In the fall of 2018, the diocese set in motion a multi-layered process to publish the names of clergy credibly accused of child sexual abuse. The diocese automatically placed on its list clergy who had admitted to allegations or were charged by law enforcement with child sexual abuse offenses. In addition, the diocese placed on its list all clergy who were determined by its Lay Review Board to have been credibly accused.
To ensure historical allegations were identified in the diocese’s files, independent investigators from U.S. Investigative Security Services of Charlotte reviewed 1,600 personnel files of priests, deacons and religious brothers, as well as other archives, for any indication of allegations of sexual abuse of a minor. Their review took more than 1,000 hours and encompassed 150,000 pages of documents. As a result, four credible cases of alleged abuse handled before the Charter protocols took effect in 2002 were surfaced from the files and included on the list.

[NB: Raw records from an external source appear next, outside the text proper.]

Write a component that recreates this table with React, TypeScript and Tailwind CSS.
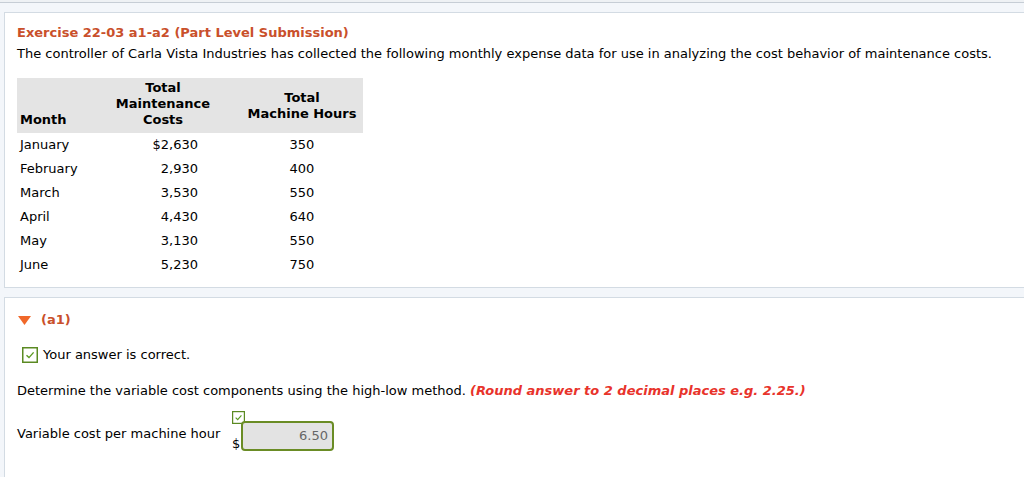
import React from 'react';

const rows = [
  { month: 'January', cost: '$2,630', hours: '350' },
  { month: 'February', cost: '2,930', hours: '400' },
  { month: 'March', cost: '3,530', hours: '550' },
  { month: 'April', cost: '4,430', hours: '640' },
  { month: 'May', cost: '3,130', hours: '550' },
  { month: 'June', cost: '5,230', hours: '750' },
];

function Check({ size }: { size: number }) {
  return (
    <svg width={size} height={size} viewBox="0 0 16 16" className="block">
      <rect x="0.75" y="0.75" width="14.5" height="14.5" fill="#fff" stroke="#5b8a22" strokeWidth="1.5" />
      <path d="M4.5 8.2 L7 10.6 L11.6 5.4" fill="none" stroke="#5b9a22" strokeWidth="1.4" />
    </svg>
  );
}

export default function App() {
  return (
    <div
      className="w-[1024px] h-[477px] overflow-hidden bg-[#f3f6fa] text-[13px] text-black"
      style={{ fontFamily: '"DejaVu Sans", Verdana, sans-serif' }}
    >
      {/* top strip */}
      <div className="h-[2px] bg-[#eef1f4]" />
      <div className="h-px bg-[#c6cdd5]" />

      <div className="pl-[4px] pt-[9px]">
        {/* Question panel */}
        <div className="bg-white border-l border-t border-b border-[#d3dbe3] pl-[12px] pt-[12px] pb-[10px]">
          <h1 className="font-bold text-[#c9502b] leading-[16px]">
            Exercise 22-03 a1-a2 (Part Level Submission)
          </h1>
          <p className="mt-[5px] leading-[16px]">
            The controller of Carla Vista Industries has collected the following monthly expense data for use in analyzing the cost behavior of maintenance costs.
          </p>

          <div className="mt-[16px] w-[346px]">
            <div className="grid grid-cols-[94px_104px_148px] bg-[#e4e4e4] h-[55px] font-bold leading-[16px]">
              <div className="self-end pl-[3px] pb-[5px]">Month</div>
              <div className="self-end text-center pb-[5px]">
                Total
                <br />
                Maintenance
                <br />
                Costs
              </div>
              <div className="self-center text-center pl-[26px]">
                Total
                <br />
                Machine Hours
              </div>
            </div>
            {rows.map((r) => (
              <div key={r.month} className="grid grid-cols-[94px_104px_148px] h-[24px] items-center leading-[16px]">
                <div className="pl-[3px]">{r.month}</div>
                <div className="text-right pr-[17px]">{r.cost}</div>
                <div className="text-center pl-[26px]">{r.hours}</div>
              </div>
            ))}
          </div>
        </div>

        {/* Part a1 panel */}
        <div className="mt-[9px] h-[200px] bg-white border-l border-t border-[#d3dbe3] pl-[12px] pt-[14px]">
          <div className="flex items-center gap-[10px] leading-[16px]">
            <svg width="13" height="9" viewBox="0 0 13 9" className="ml-px">
              <path d="M0 0 H13 L6.5 9 Z" fill="#f0682a" />
            </svg>
            <span className="font-bold text-[#c9502b]">(a1)</span>
          </div>

          <div className="mt-[19px] ml-[5px] flex items-center gap-[5px] leading-[16px]">
            <Check size={16} />
            <span>Your answer is correct.</span>
          </div>

          <p className="mt-[20px] leading-[16px]">
            Determine the variable cost components using the high-low method.{' '}
            <span className="font-bold italic text-[#e8332b]">(Round answer to 2 decimal places e.g. 2.25.)</span>
          </p>

          <div className="mt-[12px] flex items-start">
            <div className="w-[215px] pt-[15px] leading-[16px]">Variable cost per machine hour</div>
            <div className="flex flex-col">
              <Check size={13} />
              <div className="flex items-end -mt-[3px]">
                <span className="leading-[16px] mb-[-1px] w-[9px]">$</span>
                <div className="w-[93px] h-[30px] rounded-[4px] border-2 border-[#6a8c25] bg-[#e3e3e3] text-[#666] text-right pr-[4px] leading-[26px]">
                  6.50
                </div>
              </div>
            </div>
          </div>
        </div>
      </div>
    </div>
  );
}
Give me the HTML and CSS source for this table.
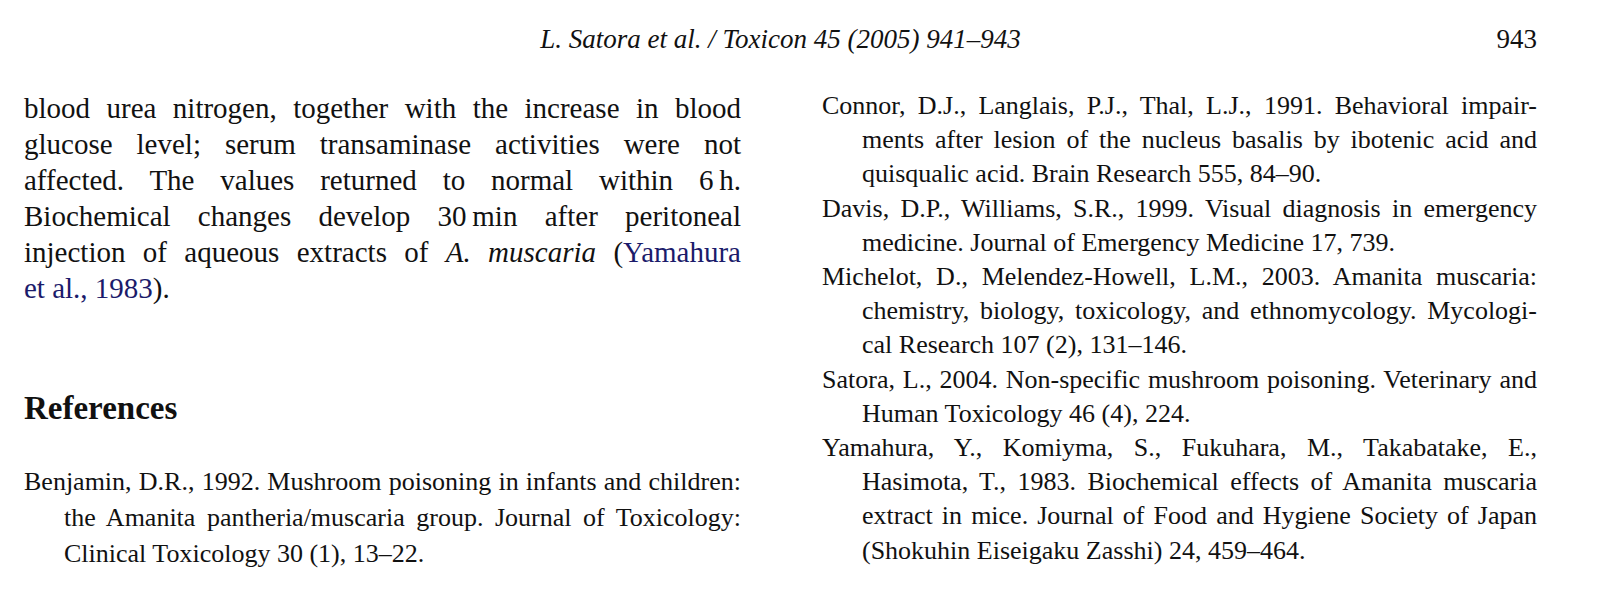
FILE: index.html
```html
<!DOCTYPE html>
<html lang="en">
<head>
<meta charset="utf-8">
<title>L. Satora et al. / Toxicon 45 (2005) 941–943</title>
<link rel="stylesheet" href="styles.css">
</head>
<body>
<div class="page">
  <header class="running-head">
    <span class="spacer"></span>
    <span class="journal">L. Satora et al. / Toxicon 45 (2005) 941–943</span>
    <span class="folio">943</span>
  </header>
  <div class="columns">
    <div class="col col-left">
      <p class="body-text">
        <span class="ln">blood urea nitrogen, together with the increase in blood</span>
        <span class="ln">glucose level; serum transaminase activities were not</span>
        <span class="ln">affected. The values returned to normal within 6&thinsp;h.</span>
        <span class="ln">Biochemical changes develop 30&thinsp;min after peritoneal</span>
        <span class="ln">injection of aqueous extracts of <i>A. muscaria</i> (<a class="cite">Yamahura</a></span>
        <span class="ln end"><a class="cite">et al., 1983</a>).</span>
      </p>
      <h2 class="refs-title">References</h2>
      <div class="refs">
        <div class="ref">
          <span class="ln">Benjamin, D.R., 1992. Mushroom poisoning in infants and children:</span>
          <span class="ln">the Amanita pantheria/muscaria group. Journal of Toxicology:</span>
          <span class="ln end">Clinical Toxicology 30 (1), 13–22.</span>
        </div>
      </div>
    </div>
    <div class="col col-right">
      <div class="refs">
        <div class="ref">
          <span class="ln">Connor, D.J., Langlais, P.J., Thal, L.J., 1991. Behavioral impair-</span>
          <span class="ln">ments after lesion of the nucleus basalis by ibotenic acid and</span>
          <span class="ln end">quisqualic acid. Brain Research 555, 84–90.</span>
        </div>
        <div class="ref">
          <span class="ln">Davis, D.P., Williams, S.R., 1999. Visual diagnosis in emergency</span>
          <span class="ln end">medicine. Journal of Emergency Medicine 17, 739.</span>
        </div>
        <div class="ref">
          <span class="ln">Michelot, D., Melendez-Howell, L.M., 2003. Amanita muscaria:</span>
          <span class="ln">chemistry, biology, toxicology, and ethnomycology. Mycologi-</span>
          <span class="ln end">cal Research 107 (2), 131–146.</span>
        </div>
        <div class="ref">
          <span class="ln">Satora, L., 2004. Non-specific mushroom poisoning. Veterinary and</span>
          <span class="ln end">Human Toxicology 46 (4), 224.</span>
        </div>
        <div class="ref">
          <span class="ln">Yamahura, Y., Komiyma, S., Fukuhara, M., Takabatake, E.,</span>
          <span class="ln">Hasimota, T., 1983. Biochemical effects of Amanita muscaria</span>
          <span class="ln">extract in mice. Journal of Food and Hygiene Society of Japan</span>
          <span class="ln end">(Shokuhin Eiseigaku Zasshi) 24, 459–464.</span>
        </div>
      </div>
    </div>
  </div>
</div>
</body>
</html>
```

FILE: styles.css
```css
html, body {
  margin: 0;
  padding: 0;
  background: #ffffff;
}

body {
  font-family: "Liberation Serif", "Times New Roman", serif;
  color: #111111;
}

.page {
  width: 1513px;
  padding: 22px 61px 0 24px;
}

.running-head {
  display: grid;
  grid-template-columns: 1fr auto 1fr;
  font-size: 27px;
  line-height: 34px;
  height: 34px;
}

.journal {
  font-style: italic;
}

.folio {
  justify-self: end;
}

.columns {
  display: grid;
  grid-template-columns: 717px 715px;
  column-gap: 81px;
  margin-top: 33px;
}

.ln {
  display: block;
  white-space: nowrap;
  text-align: justify;
  text-align-last: justify;
}

.ln.end {
  text-align: left;
  text-align-last: left;
}

.body-text {
  margin: 0;
  padding-top: 1px;
  font-size: 29px;
  line-height: 36px;
}

.cite {
  color: #1b1b6b;
  text-decoration: none;
}

.refs-title {
  margin: 82px 0 0 0;
  font-size: 33px;
  line-height: 40px;
  font-weight: bold;
}

.refs {
  font-size: 26px;
  line-height: 34.2px;
}

.col-left .refs {
  margin-top: 36px;
  line-height: 36px;
}

.ref {
  padding-left: 40px;
}

.ref .ln:first-child {
  margin-left: -40px;
}
```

“As with most organizations, very little attention had been paid to our personnel files going back almost 50 years, but we knew it was important to explore their contents and make relevant information known,” said the Rev. Patrick J. Winslow, a canon lawyer and former promoter of justice who oversaw the file review as the diocese’s newly appointed vicar general and chancellor. “Today, we sincerely hope our efforts will provide some validation for abuse survivors and promote a culture that allows people who may be suffering in silence to come forward and seek help.”
The Charlotte diocese has embraced – and built upon – the Charter protocols. Protections today include:
• Immediate required reporting of all abuse allegations to civil authorities.
• Required background checks and Safe Environment training for all personnel and volunteers.
• An independent Lay Review Board to investigate and determine credibility of abuse allegations.
• A rigorous code of conduct that prohibits Church personnel and volunteers from being alone with children, except in rare circumstances that involve parental oversight.
• A local college seminary, founded in 2016, to promote local vocations, reduce reliance on outside clergy and more closely guide the formation of its future priests.
“Please pray with me that this information achieves the goal of bringing healing to victims,” Jugis said in his letter. “With the Lord’s help, we can continue fostering a safe and supportive environment in our parishes, schools and ministries so that the Church in western North Carolina can help lead future generations to Him.”